== Dataset excerpt ==
════

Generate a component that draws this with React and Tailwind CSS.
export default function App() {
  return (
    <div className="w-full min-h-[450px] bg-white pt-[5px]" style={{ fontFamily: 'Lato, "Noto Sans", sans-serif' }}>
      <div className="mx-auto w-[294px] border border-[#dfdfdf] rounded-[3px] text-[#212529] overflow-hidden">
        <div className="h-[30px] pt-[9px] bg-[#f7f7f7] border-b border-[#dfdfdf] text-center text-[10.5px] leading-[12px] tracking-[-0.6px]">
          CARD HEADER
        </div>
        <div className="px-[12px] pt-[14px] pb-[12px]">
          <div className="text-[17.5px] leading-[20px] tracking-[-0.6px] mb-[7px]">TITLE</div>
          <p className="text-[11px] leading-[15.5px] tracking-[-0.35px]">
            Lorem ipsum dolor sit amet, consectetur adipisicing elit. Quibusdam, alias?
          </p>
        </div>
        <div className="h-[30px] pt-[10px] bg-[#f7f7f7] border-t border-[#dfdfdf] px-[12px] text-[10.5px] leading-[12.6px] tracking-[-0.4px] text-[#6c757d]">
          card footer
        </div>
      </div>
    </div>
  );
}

════

== Do this ==
Reproduce the listing above word for word.

== Result ==
Generate a component that draws this with React and Tailwind CSS.
export default function App() {
  return (
    <div className="w-full min-h-[450px] bg-white pt-[5px]" style={{ fontFamily: 'Lato, "Noto Sans", sans-serif' }}>
      <div className="mx-auto w-[294px] border border-[#dfdfdf] rounded-[3px] text-[#212529] overflow-hidden">
        <div className="h-[30px] pt-[9px] bg-[#f7f7f7] border-b border-[#dfdfdf] text-center text-[10.5px] leading-[12px] tracking-[-0.6px]">
          CARD HEADER
        </div>
        <div className="px-[12px] pt-[14px] pb-[12px]">
          <div className="text-[17.5px] leading-[20px] tracking-[-0.6px] mb-[7px]">TITLE</div>
          <p className="text-[11px] leading-[15.5px] tracking-[-0.35px]">
            Lorem ipsum dolor sit amet, consectetur adipisicing elit. Quibusdam, alias?
          </p>
        </div>
        <div className="h-[30px] pt-[10px] bg-[#f7f7f7] border-t border-[#dfdfdf] px-[12px] text-[10.5px] leading-[12.6px] tracking-[-0.4px] text-[#6c757d]">
          card footer
        </div>
      </div>
    </div>
  );
}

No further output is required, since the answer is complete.